Become an “Antibiotic Guardian” to protect yours and others’ health
13 November 2020

Tameside and Glossop residents are being urged to become “Antibiotic Guardians” and protect themselves, family and friends against the spread of antibiotic resistance.

NHS Tameside and Glossop Clinical Commissioning Group (CCG) is providing information and guidance in support of World Antimicrobial Awareness Week (18-24 November), which aims to increase awareness of antibiotic resistance and encourage best practice.

To become an “Antibiotic Guardian” keep to the following advice and find out more that you can do at

Good hygiene is essential in reducing the risk of spread of infections and is especially important in households with individuals who have chronic illnesses.

Antibiotics do not work for all colds, or for most coughs, sore throats or earache. Your body can usually fight these infections on its own. They are important medicines and should only be taken when prescribed by a health professional.
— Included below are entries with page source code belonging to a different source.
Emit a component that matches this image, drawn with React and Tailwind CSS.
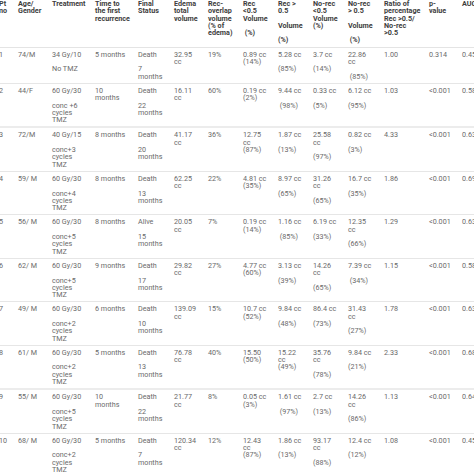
const header = [
  'Pt\nno',
  'Age/\nGender',
  'Treatment',
  'Time to\nthe first\nrecurrence',
  'Final\nStatus',
  'Edema\ntotal\nvolume',
  'Rec-\noverlap\nvolume\n(% of\nedema)',
  'Rec\n<0.5\nVolume\n\n (%)',
  'Rec >\n0.5\n\nVolume\n\n(%)',
  'No-rec\n<0.5\nVolume\n(%)',
  'No-rec\n> 0.5\n\nVolume\n\n (%)',
  'Ratio of\npercentage\nRec >0.5/\nNo-rec\n>0.5',
  'p-\nvalue',
  'AUC',
]

const rows = [
  { cells: ['1', '74/M', '34 Gy/10\n\nNo TMZ', '5 months', 'Death\n\n7\nmonths', '32.95\ncc', '19%', '0.89 cc\n(14%)', '5.28 cc\n\n(85%)', '3.7 cc\n\n(14%)', '22.86\ncc\n\n (85%)', '1.00', '0.314', '0.45'] },
  { cells: ['2', '44/F', '60 Gy/30\n\nconc +6\ncycles\nTMZ', '10\nmonths', 'Death\n\n22\nmonths', '16.11\ncc', '60%', '0.19 cc\n(2%)', '9.44 cc\n\n (98%)', '0.33 cc\n\n(5%)', '6.12 cc\n\n(95%)', '1.03', '<0.001', '0.58'], thick: true },
  { cells: ['3', '72/M', '40 Gy/15\n\nconc+3\ncycles\nTMZ', '8 months', 'Death\n\n20\nmonths', '41.17\ncc', '36%', '12.75\ncc\n(87%)', '1.87 cc\n\n(13%)', '25.58\ncc\n\n(97%)', '0.82 cc\n\n(3%)', '4.33', '<0.001', '0.63'] },
  { cells: ['4', '59/ M', '60 Gy/30\n\nconc+4\ncycles\nTMZ', '8 months', 'Death\n\n13\nmonths', '62.25\ncc', '22%', '4.81 cc\n(35%)', '8.97 cc\n\n(65%)', '31.26\ncc\n\n(65%)', '16.7 cc\n\n(35%)', '1.86', '<0.001', '0.69'] },
  { cells: ['5', '56/ M', '60 Gy/30\n\nconc+5\ncycles\nTMZ', '8 months', 'Alive\n\n15\nmonths', '20.05\ncc', '7%', '0.19 cc\n(14%)', '1.16 cc\n\n (85%)', '6.19 cc\n\n(33%)', '12.35\ncc\n\n(66%)', '1.29', '<0.001', '0.63'] },
  { cells: ['6', '62/ M', '60 Gy/30\n\nconc+5\ncycles\nTMZ', '9 months', 'Death\n\n17\nmonths', '29.82\ncc', '27%', '4.77 cc\n(60%)', '3.13 cc\n\n(39%)', '14.26\ncc\n\n(65%)', '7.39 cc\n\n (34%)', '1.15', '<0.001', '0.58'] },
  { cells: ['7', '49/ M', '60 Gy/30\n\nconc+2\ncycles\nTMZ', '6 months', 'Death\n\n10\nmonths', '139.09\ncc', '15%', '10.7 cc\n(52%)', '9.84 cc\n\n(48%)', '86.4 cc\n\n(73%)', '31.43\ncc\n\n(27%)', '1.78', '<0.001', '0.63'] },
  { cells: ['8', '61/ M', '60 Gy/30\n\nconc+2\ncycles\nTMZ', '5 months', 'Death\n\n13\nmonths', '76.78\ncc', '40%', '15.50\n(50%)', '15.22\ncc\n(49%)', '35.76\ncc\n\n(78%)', '9.84 cc\n\n(21%)', '2.33', '<0.001', '0.68'], thick: true },
  { cells: ['9', '55/ M', '60 Gy/30\n\nconc+5\ncycles\nTMZ', '10\nmonths', 'Death\n\n22\nmonths', '21.77\ncc', '8%', '0.05 cc\n(3%)', '1.61 cc\n\n (97%)', '2.7 cc\n\n(13%)', '14.26\ncc\n\n(86%)', '1.13', '<0.001', '0.64'] },
  { cells: ['10', '68/ M', '60 Gy/30\n\nconc+2\ncycles\nTMZ', '5 months', 'Death\n\n7\nmonths', '120.34\ncc', '12%', '12.43\ncc\n(87%)', '1.86 cc\n\n(13%)', '93.17\ncc\n\n(88%)', '12.4 cc\n\n(12%)', '1.08', '<0.001', '0.45'] },
]

// column template shared by header and body rows
const cols = 'grid grid-cols-[19px_34px_43px_43px_36px_34px_35px_35px_35px_35px_36px_45px_33px_40px]'

function Cell({ text }) {
  return <div className="whitespace-pre">{text}</div>
}

export default function App() {
  return (
    <div
      className="w-[474px] h-[474px] overflow-hidden bg-white text-[7.2px] leading-[7.3px]"
      style={{ fontFamily: 'Roboto, "Liberation Sans", sans-serif' }}
    >
      <div className="-ml-[1px] w-[520px]">
        <div className={`${cols} pb-[3px] border-b border-[#e4e4e4] font-bold text-[#3d3d3d]`}>
          {header.map((h, i) => (
            <Cell key={i} text={h} />
          ))}
        </div>
        {rows.map((r, ri) => (
          <div
            key={ri}
            className={`${cols} py-[3px] text-[#6a6a6a] ${
              r.thick ? 'border-b-2 border-[#ececec]' : 'border-b border-[#e6e6e6]'
            }`}
          >
            {r.cells.map((c, ci) => (
              <Cell key={ci} text={c} />
            ))}
          </div>
        ))}
      </div>
    </div>
  )
}
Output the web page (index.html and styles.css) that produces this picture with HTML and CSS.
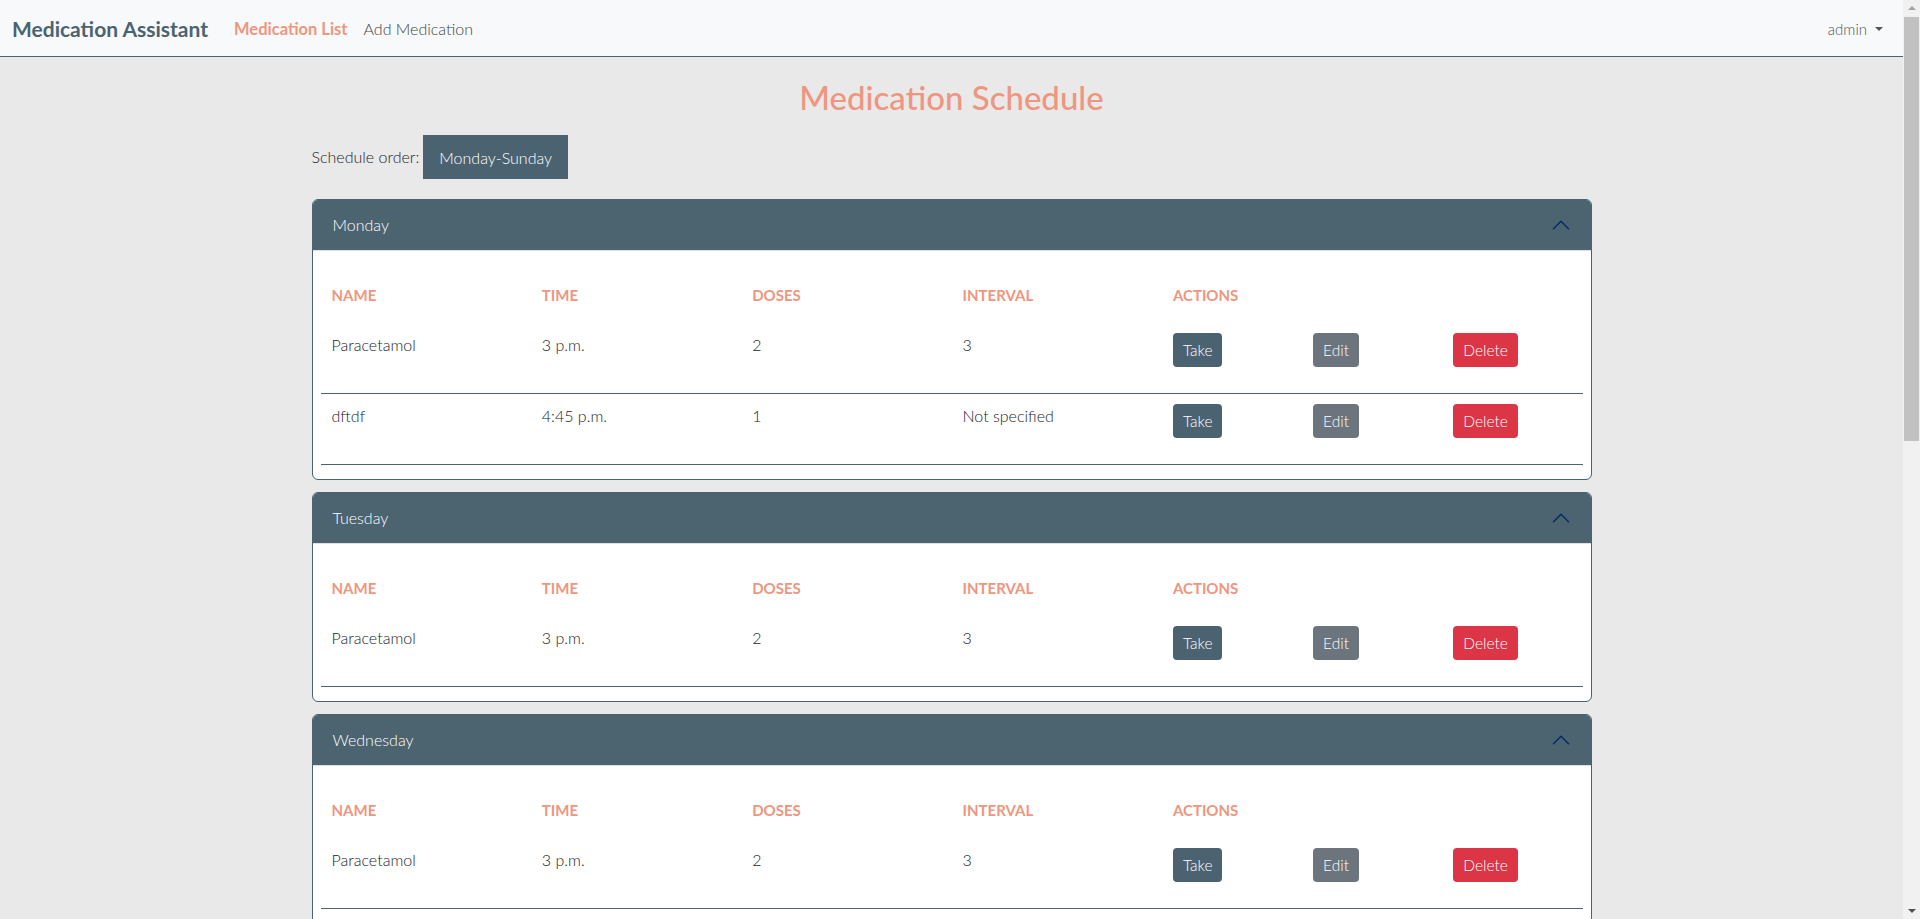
FILE: index.html
```html
<!DOCTYPE html>
<html lang="en">
<head>
<meta charset="utf-8">
<title>Medication Assistant</title>
<link rel="stylesheet" href="styles.css">
</head>
<body>
<nav class="navbar">
  <div class="nav-left">
    <a class="brand" href="#">Medication Assistant</a>
    <a class="nav-link active" href="#">Medication List</a>
    <a class="nav-link" href="#">Add Medication</a>
  </div>
  <div class="nav-user">admin <span class="caret"></span></div>
</nav>

<main class="container">
  <h1 class="page-title">Medication Schedule</h1>
  <div class="order-row">
    <span class="order-label">Schedule order:</span>
    <button class="btn-order">Monday-Sunday</button>
  </div>

  <div class="days">
    <section class="day-card">
      <div class="day-header"><span>Monday</span><svg class="chev" viewBox="0 0 16 16"><path d="M2 11L8 5L14 11"/></svg></div>
      <div class="day-body">
        <table class="med-table">
          <thead><tr><th class="w-main">NAME</th><th class="w-main">TIME</th><th class="w-main">DOSES</th><th class="w-main">INTERVAL</th><th class="w-act">ACTIONS</th><th class="w-act"></th><th class="w-act"></th></tr></thead>
          <tbody>
            <tr><td>Paracetamol</td><td>3 p.m.</td><td>2</td><td>3</td><td><button class="btn btn-take">Take</button></td><td><button class="btn btn-edit">Edit</button></td><td><button class="btn btn-delete">Delete</button></td></tr>
            <tr><td>dftdf</td><td>4:45 p.m.</td><td>1</td><td>Not specified</td><td><button class="btn btn-take">Take</button></td><td><button class="btn btn-edit">Edit</button></td><td><button class="btn btn-delete">Delete</button></td></tr>
          </tbody>
        </table>
      </div>
    </section>

    <section class="day-card">
      <div class="day-header"><span>Tuesday</span><svg class="chev" viewBox="0 0 16 16"><path d="M2 11L8 5L14 11"/></svg></div>
      <div class="day-body">
        <table class="med-table">
          <thead><tr><th class="w-main">NAME</th><th class="w-main">TIME</th><th class="w-main">DOSES</th><th class="w-main">INTERVAL</th><th class="w-act">ACTIONS</th><th class="w-act"></th><th class="w-act"></th></tr></thead>
          <tbody>
            <tr><td>Paracetamol</td><td>3 p.m.</td><td>2</td><td>3</td><td><button class="btn btn-take">Take</button></td><td><button class="btn btn-edit">Edit</button></td><td><button class="btn btn-delete">Delete</button></td></tr>
          </tbody>
        </table>
      </div>
    </section>

    <section class="day-card">
      <div class="day-header"><span>Wednesday</span><svg class="chev" viewBox="0 0 16 16"><path d="M2 11L8 5L14 11"/></svg></div>
      <div class="day-body">
        <table class="med-table">
          <thead><tr><th class="w-main">NAME</th><th class="w-main">TIME</th><th class="w-main">DOSES</th><th class="w-main">INTERVAL</th><th class="w-act">ACTIONS</th><th class="w-act"></th><th class="w-act"></th></tr></thead>
          <tbody>
            <tr><td>Paracetamol</td><td>3 p.m.</td><td>2</td><td>3</td><td><button class="btn btn-take">Take</button></td><td><button class="btn btn-edit">Edit</button></td><td><button class="btn btn-delete">Delete</button></td></tr>
          </tbody>
        </table>
      </div>
    </section>
  </div>
</main>

<div class="scrollbar" aria-hidden="true">
  <span class="sb-arrow sb-up"></span>
  <span class="sb-thumb"></span>
  <span class="sb-arrow sb-down"></span>
</div>
</body>
</html>
```

FILE: styles.css
```css
* { box-sizing: border-box; }

html, body {
  margin: 0;
  padding: 0;
}

body {
  background: #e9e9e9;
  font-family: Lato, "Open Sans", "Liberation Sans", sans-serif;
  font-weight: 300;
  font-size: 16px;
  line-height: 24px;
  color: #212529;
  margin-right: 17px;
}

.navbar {
  height: 57px;
  background: #f8f9fa;
  border-bottom: 1px solid #4b6371;
  display: flex;
  align-items: center;
  justify-content: space-between;
  padding: 0 20px 0 12px;
}

.nav-left {
  display: flex;
  align-items: center;
  padding-top: 2px;
}

.brand {
  font-size: 21px;
  font-weight: 700;
  color: #4b6371;
  text-decoration: none;
  margin-right: 26px;
}

.nav-link {
  font-size: 16px;
  text-decoration: none;
  color: #444;
  margin-right: 16px;
  font-weight: 300;
}

.nav-link.active {
  color: #ee9680;
  font-weight: 700;
  font-size: 16.5px;
}

.nav-user {
  font-size: 15px;
  color: #555;
  font-weight: 300;
  display: flex;
  align-items: center;
  padding-top: 2px;
}

.caret {
  display: inline-block;
  margin-left: 8px;
  width: 0;
  height: 0;
  border-left: 4px solid transparent;
  border-right: 4px solid transparent;
  border-top: 4px solid #555;
}

.container {
  width: 1280px;
  margin: 0 auto;
  padding-bottom: 40px;
}

.page-title {
  margin: 21px 0 0;
  text-align: center;
  font-size: 33px;
  line-height: 38px;
  font-weight: 500;
  color: #ee9680;
}

.order-row {
  margin-top: 19px;
  display: flex;
  align-items: center;
  gap: 4px;
}

.order-label {
  font-size: 16px;
  font-weight: 300;
}

.btn-order {
  height: 44px;
  padding: 0 16px;
  border: none;
  border-radius: 0;
  background: #4b6371;
  color: #fff;
  font-family: inherit;
  font-weight: 300;
  font-size: 16px;
}

.days {
  margin-top: 20px;
  display: flex;
  flex-direction: column;
  gap: 12px;
}

.day-card {
  background: #fff;
  border: 1px solid #4b6371;
  border-radius: 6px;
  overflow: hidden;
}

.day-header {
  background: #4c6370;
  color: #fff;
  height: 51px;
  padding: 0 20px;
  display: flex;
  align-items: center;
  justify-content: space-between;
  border-bottom: 1px solid #dee2e6;
  font-size: 16px;
}

.chev {
  width: 20px;
  height: 20px;
  fill: none;
  stroke: #052c65;
  stroke-width: 1.2;
  stroke-linecap: round;
  stroke-linejoin: round;
}

.day-body {
  padding: 16px 8px 14px;
}

.med-table {
  width: 100%;
  border-collapse: collapse;
  table-layout: fixed;
}

.w-main { width: 16.64%; }
.w-act { width: 11.09%; }

.med-table th {
  text-align: left;
  color: #ee9680;
  font-weight: 700;
  font-size: 15px;
  padding: 16px 11px;
  line-height: 24px;
}

.med-table td {
  vertical-align: top;
  padding: 10px 11px 26px;
  line-height: 24px;
  font-size: 16px;
}

.med-table tbody tr {
  border-bottom: 1px solid #4b6371;
}

.btn {
  height: 34px;
  padding: 0 10px;
  border: none;
  border-radius: 4px;
  color: #fff;
  font-family: inherit;
  font-weight: 300;
  font-size: 15.5px;
  line-height: 34px;
}

.btn-take { background: #4b6371; }
.btn-edit { background: #6c757d; }
.btn-delete { background: #dc3545; }

.scrollbar {
  position: fixed;
  top: 0;
  right: 0;
  width: 17px;
  height: 100vh;
  background: #f1f1f1;
  display: flex;
  flex-direction: column;
  align-items: center;
}

.sb-arrow {
  width: 0;
  height: 0;
  border-left: 4px solid transparent;
  border-right: 4px solid transparent;
}

.sb-up {
  margin-top: 6px;
  border-bottom: 4px solid #a3a3a3;
}

.sb-thumb {
  margin-top: 7px;
  width: 15px;
  height: 424px;
  background: #c1c1c1;
}

.sb-down {
  margin-top: auto;
  margin-bottom: 6px;
  border-top: 4px solid #505050;
}
```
When antibiotics are prescribed by a health professional it is important that you always take them as directed, never save them for later and never share them with others. They can have side effects as they upset the natural balance of bacteria potentially resulting in diarrhoea and/or thrush. The use of inappropriate antibiotics may also allow other more harmful bacteria to increase. Antibiotics also cause other side effects such as rashes, stomach pains and reactions to sunlight.

Antibiotic resistant bacteria don’t just affect you, they can spread to other people (and animals) in close contact with you and are very difficult to treat.

If you or a family member are feeling unwell, have a cold or flu and you haven’t been prescribed antibiotics, here are some effective self-care ways to help you feel better:

  • ask your pharmacist to recommend medicines to help with symptoms or pain
  • get plenty of rest
  • make sure you or your child drink enough to avoid feeling thirsty.
  • fever is a sign that the body is fighting infection and most fevers will get better on their own - use paracetamol if you or your child are feeling uncomfortable
  • make sure to use a tissue for your nose and wash your hands frequently to avoid spreading your infection to family and friends

If you’re worried, contact your GP who will be able to advise you on the best treatment for your symptoms.

NHS Tameside and Glossop Clinical Commissioning Group Co-Chair, Dr Asad Ali, said: “Taking antibiotics unnecessarily encourages harmful bacteria that live inside you to become resistant. That means that antibiotics may not work when you really need them. This puts you and your family at risk of a more severe or longer illness. Take your GP, pharmacist or nurse’s advice when it comes to antibiotics.”